# Task brief
Show all lines that include the string "components"; copy each one.

# Record extracts
★ ★ ★ ★
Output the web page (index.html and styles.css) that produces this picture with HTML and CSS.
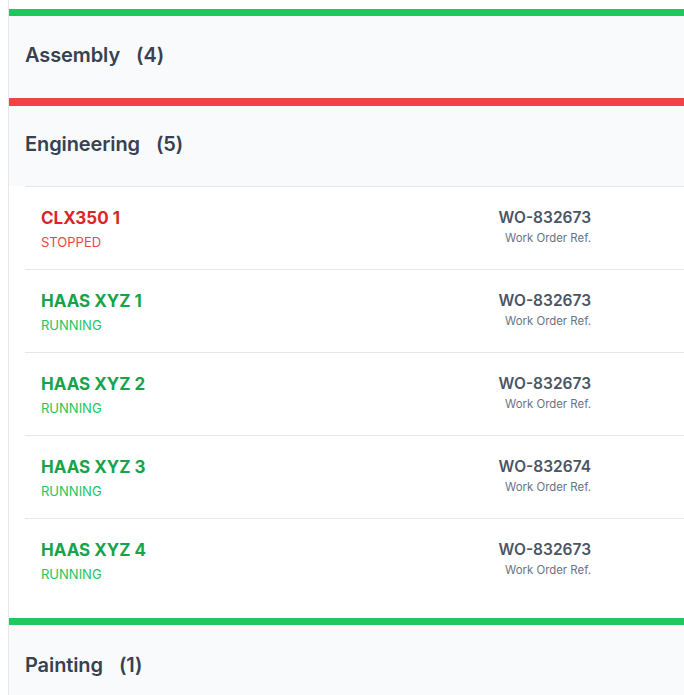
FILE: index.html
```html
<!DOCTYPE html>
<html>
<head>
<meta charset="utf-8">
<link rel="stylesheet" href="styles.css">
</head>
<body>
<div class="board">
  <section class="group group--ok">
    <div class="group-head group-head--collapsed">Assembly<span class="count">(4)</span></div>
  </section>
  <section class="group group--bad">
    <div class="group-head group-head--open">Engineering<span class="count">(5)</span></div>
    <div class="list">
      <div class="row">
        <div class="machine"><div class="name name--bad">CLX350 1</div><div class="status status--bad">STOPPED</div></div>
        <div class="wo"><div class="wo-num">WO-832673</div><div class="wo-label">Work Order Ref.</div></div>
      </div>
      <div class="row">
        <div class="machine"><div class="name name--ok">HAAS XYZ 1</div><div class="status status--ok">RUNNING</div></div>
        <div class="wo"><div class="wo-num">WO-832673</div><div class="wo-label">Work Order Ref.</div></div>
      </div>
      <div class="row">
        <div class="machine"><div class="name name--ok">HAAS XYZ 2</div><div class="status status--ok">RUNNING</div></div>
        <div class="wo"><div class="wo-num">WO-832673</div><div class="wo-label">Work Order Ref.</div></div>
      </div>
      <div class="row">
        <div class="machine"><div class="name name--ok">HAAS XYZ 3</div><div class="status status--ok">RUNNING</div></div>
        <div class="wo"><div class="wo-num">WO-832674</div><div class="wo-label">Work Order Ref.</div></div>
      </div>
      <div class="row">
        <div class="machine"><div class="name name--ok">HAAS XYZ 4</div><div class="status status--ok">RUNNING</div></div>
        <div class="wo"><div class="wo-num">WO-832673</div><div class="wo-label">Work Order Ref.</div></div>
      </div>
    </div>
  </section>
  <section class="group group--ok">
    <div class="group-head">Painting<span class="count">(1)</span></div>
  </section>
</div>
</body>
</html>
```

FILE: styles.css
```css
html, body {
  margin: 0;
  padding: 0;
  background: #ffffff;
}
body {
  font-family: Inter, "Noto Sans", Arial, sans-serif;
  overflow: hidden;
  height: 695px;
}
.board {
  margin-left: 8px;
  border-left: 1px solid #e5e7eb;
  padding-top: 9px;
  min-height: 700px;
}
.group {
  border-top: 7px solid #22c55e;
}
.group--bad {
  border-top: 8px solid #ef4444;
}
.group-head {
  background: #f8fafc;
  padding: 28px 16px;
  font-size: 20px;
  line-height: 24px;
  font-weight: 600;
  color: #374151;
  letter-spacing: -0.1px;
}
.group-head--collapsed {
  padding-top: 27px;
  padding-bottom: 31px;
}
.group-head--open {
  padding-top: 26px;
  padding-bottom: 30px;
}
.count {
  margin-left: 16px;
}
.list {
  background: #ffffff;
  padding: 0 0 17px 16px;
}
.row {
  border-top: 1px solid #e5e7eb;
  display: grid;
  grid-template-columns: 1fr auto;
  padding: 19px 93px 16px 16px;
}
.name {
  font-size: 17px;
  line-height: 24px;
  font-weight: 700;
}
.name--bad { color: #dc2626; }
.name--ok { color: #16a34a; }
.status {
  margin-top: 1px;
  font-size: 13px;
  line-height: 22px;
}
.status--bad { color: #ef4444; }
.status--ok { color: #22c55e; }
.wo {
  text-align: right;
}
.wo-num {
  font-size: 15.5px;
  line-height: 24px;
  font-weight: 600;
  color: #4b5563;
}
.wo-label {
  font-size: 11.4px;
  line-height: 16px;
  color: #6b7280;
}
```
★ ★ ★ ★
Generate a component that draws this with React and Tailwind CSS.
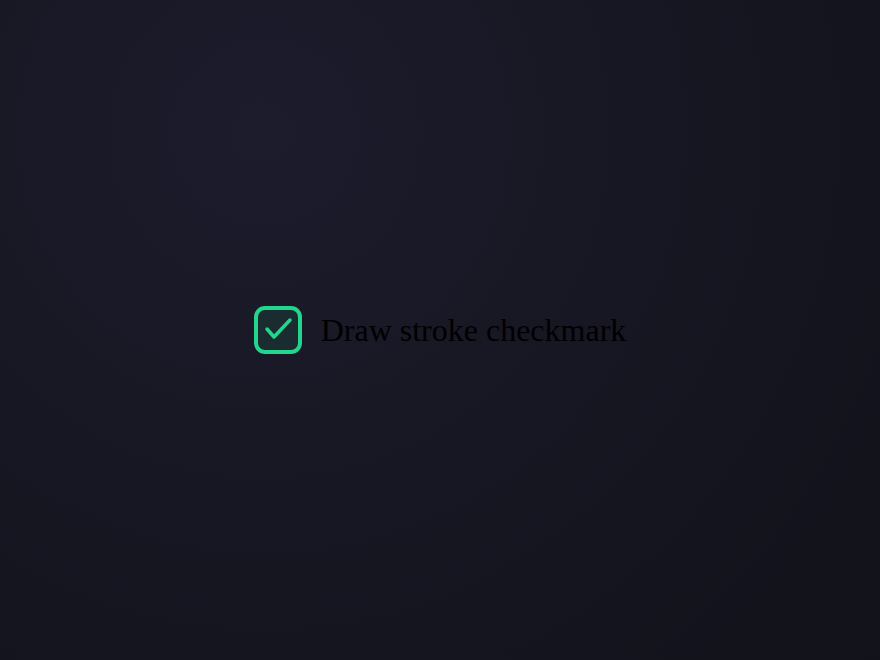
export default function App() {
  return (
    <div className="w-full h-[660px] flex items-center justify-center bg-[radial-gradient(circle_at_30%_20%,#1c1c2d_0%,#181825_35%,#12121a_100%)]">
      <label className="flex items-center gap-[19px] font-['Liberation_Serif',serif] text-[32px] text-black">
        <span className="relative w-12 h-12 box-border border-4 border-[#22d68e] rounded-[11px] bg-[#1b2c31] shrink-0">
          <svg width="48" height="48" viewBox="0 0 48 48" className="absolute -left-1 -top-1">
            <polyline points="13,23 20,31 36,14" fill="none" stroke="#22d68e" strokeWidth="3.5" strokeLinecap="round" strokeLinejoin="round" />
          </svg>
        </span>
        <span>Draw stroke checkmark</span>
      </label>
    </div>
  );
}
★ ★ ★ ★
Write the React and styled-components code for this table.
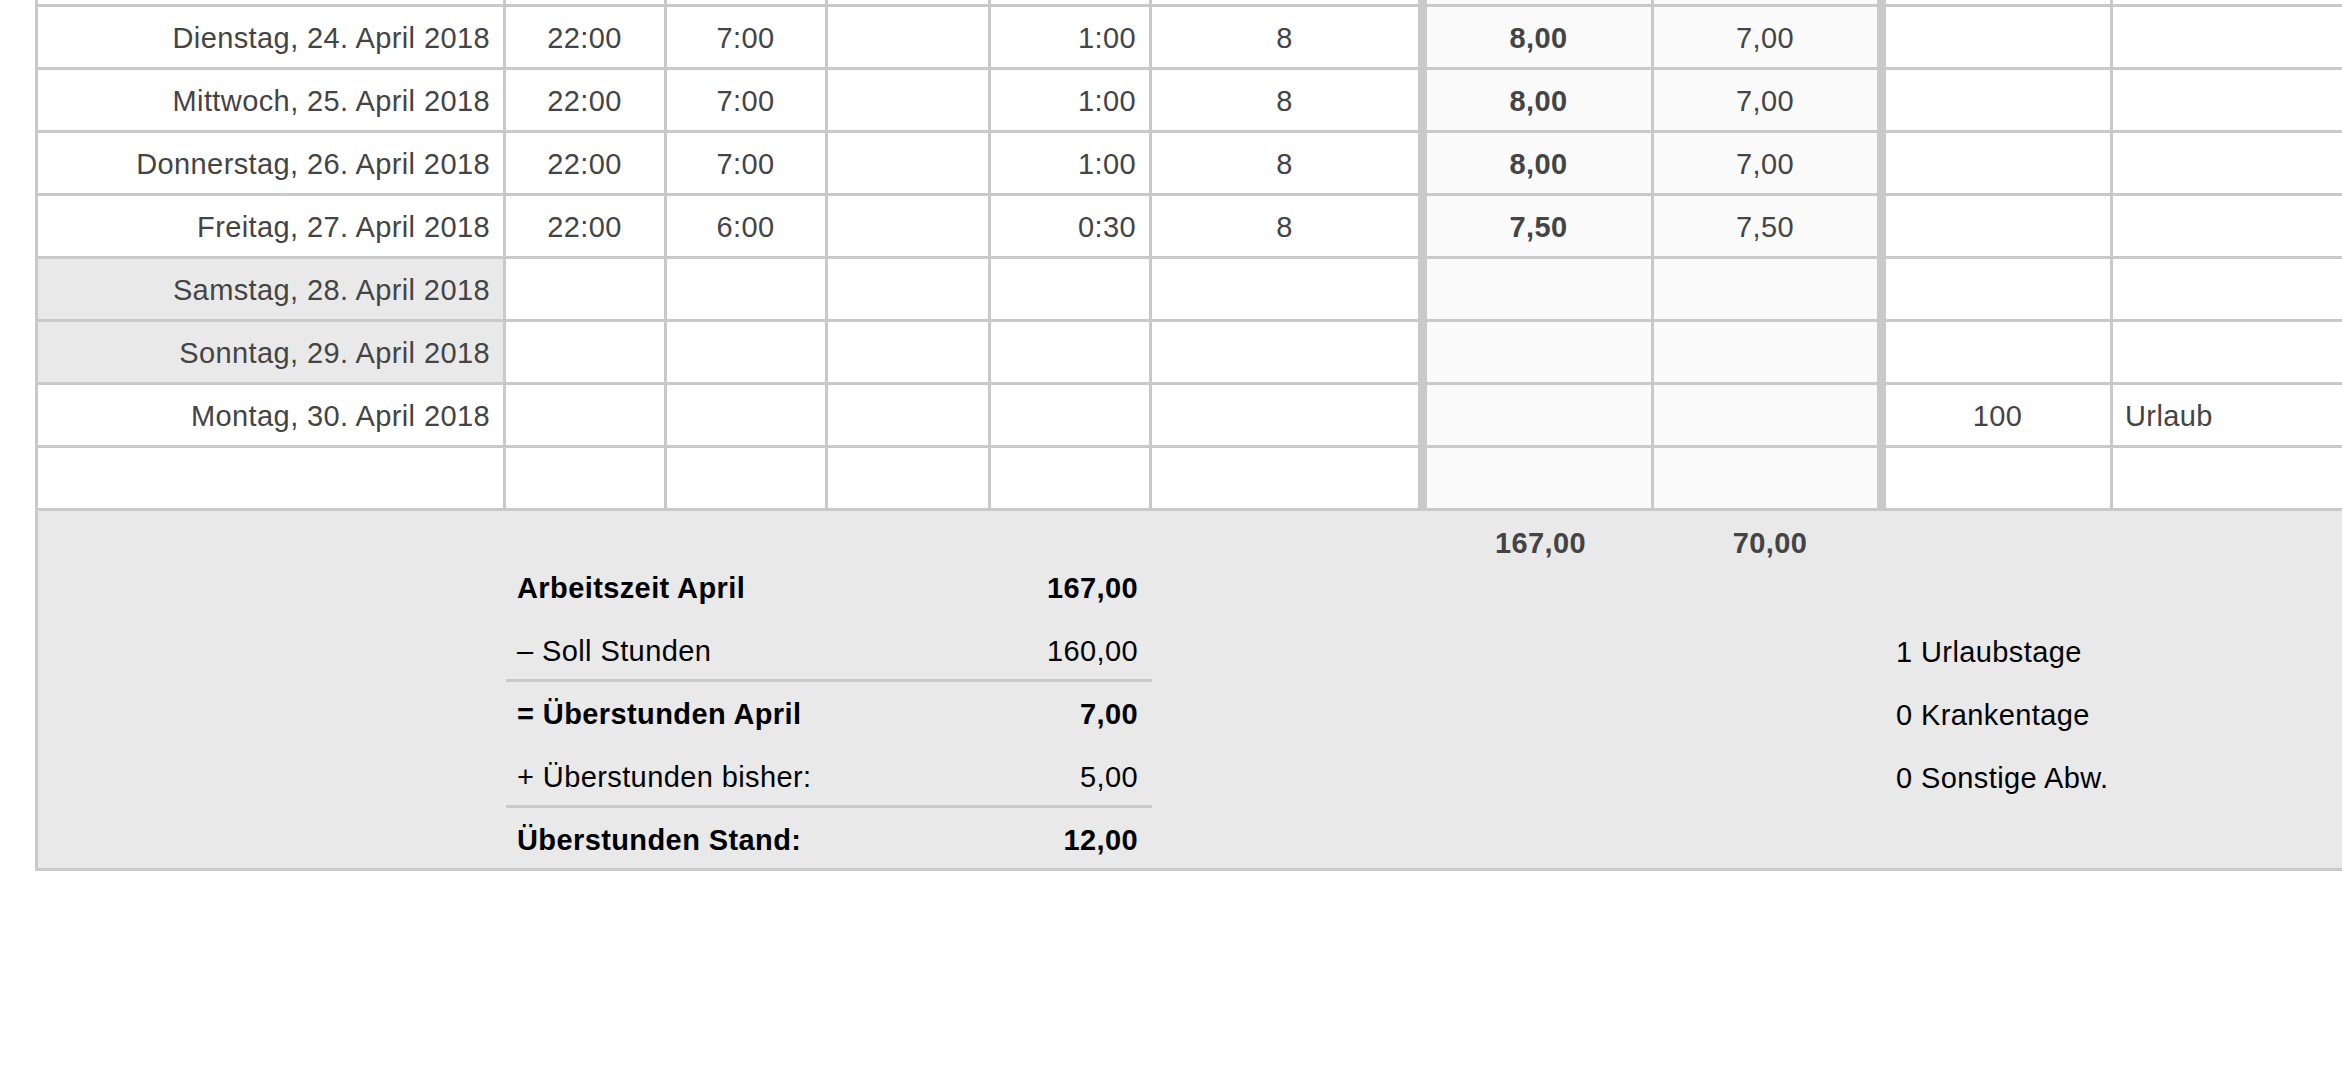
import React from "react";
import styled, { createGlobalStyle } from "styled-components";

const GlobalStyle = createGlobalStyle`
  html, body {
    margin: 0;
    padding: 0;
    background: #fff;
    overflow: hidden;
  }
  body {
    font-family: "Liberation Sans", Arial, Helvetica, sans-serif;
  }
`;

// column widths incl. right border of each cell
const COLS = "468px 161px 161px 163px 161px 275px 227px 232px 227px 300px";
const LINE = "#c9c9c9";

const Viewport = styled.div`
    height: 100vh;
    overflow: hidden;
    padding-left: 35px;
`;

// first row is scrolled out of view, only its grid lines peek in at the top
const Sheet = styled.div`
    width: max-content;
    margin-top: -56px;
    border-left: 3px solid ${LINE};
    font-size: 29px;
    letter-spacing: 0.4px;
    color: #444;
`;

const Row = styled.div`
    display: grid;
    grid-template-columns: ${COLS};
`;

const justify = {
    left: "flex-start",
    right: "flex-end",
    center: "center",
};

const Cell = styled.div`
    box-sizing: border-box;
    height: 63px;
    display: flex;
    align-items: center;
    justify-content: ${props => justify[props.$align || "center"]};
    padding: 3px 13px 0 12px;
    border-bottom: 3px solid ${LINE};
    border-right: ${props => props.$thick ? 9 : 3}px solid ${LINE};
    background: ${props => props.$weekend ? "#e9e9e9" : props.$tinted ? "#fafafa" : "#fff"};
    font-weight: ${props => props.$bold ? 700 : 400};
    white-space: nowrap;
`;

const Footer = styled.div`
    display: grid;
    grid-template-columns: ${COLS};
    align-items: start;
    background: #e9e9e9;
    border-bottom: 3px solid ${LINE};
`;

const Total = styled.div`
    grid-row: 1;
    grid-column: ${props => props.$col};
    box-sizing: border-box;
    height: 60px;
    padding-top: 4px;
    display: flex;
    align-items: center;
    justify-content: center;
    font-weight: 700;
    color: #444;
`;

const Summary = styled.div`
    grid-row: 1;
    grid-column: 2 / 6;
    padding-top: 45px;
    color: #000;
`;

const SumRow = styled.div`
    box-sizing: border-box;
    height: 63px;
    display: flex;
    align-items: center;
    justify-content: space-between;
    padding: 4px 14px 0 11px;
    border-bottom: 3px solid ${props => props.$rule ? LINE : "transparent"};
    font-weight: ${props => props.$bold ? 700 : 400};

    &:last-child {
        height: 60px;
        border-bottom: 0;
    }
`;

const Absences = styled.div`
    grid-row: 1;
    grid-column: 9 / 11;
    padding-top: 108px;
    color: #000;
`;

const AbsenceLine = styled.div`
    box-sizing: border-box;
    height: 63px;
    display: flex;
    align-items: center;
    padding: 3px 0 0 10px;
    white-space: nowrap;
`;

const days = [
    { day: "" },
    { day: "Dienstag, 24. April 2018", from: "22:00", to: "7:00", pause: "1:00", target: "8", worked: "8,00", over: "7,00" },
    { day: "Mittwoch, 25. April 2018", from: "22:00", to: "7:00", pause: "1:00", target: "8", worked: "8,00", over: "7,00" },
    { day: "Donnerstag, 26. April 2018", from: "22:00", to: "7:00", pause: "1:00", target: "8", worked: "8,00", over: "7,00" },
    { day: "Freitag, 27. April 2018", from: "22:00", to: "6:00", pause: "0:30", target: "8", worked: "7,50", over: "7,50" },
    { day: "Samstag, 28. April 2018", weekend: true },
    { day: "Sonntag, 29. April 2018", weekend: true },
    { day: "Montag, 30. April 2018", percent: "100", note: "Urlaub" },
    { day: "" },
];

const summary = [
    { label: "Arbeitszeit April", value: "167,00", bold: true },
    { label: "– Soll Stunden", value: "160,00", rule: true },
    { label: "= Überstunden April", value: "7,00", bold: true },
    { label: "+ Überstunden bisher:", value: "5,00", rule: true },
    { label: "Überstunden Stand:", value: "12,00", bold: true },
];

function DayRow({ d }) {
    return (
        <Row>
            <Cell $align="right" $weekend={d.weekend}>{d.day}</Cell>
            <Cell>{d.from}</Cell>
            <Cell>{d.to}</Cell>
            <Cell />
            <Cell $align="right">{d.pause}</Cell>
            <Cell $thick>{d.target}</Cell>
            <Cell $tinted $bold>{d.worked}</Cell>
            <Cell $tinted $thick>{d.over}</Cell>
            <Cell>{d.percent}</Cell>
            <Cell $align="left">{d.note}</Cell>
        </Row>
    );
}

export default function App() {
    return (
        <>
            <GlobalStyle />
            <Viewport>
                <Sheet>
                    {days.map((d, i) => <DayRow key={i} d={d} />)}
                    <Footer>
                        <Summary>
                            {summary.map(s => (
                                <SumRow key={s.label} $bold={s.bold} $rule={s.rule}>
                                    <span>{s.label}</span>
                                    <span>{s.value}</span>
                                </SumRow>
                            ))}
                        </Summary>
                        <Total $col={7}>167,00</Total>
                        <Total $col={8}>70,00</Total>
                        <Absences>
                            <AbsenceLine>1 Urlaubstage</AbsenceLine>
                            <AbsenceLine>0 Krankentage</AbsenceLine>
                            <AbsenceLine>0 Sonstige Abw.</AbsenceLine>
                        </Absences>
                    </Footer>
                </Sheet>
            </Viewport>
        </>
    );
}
★ ★ ★ ★
# Worked solution
Write the React and styled-components code for this table.
import styled, { createGlobalStyle } from "styled-components";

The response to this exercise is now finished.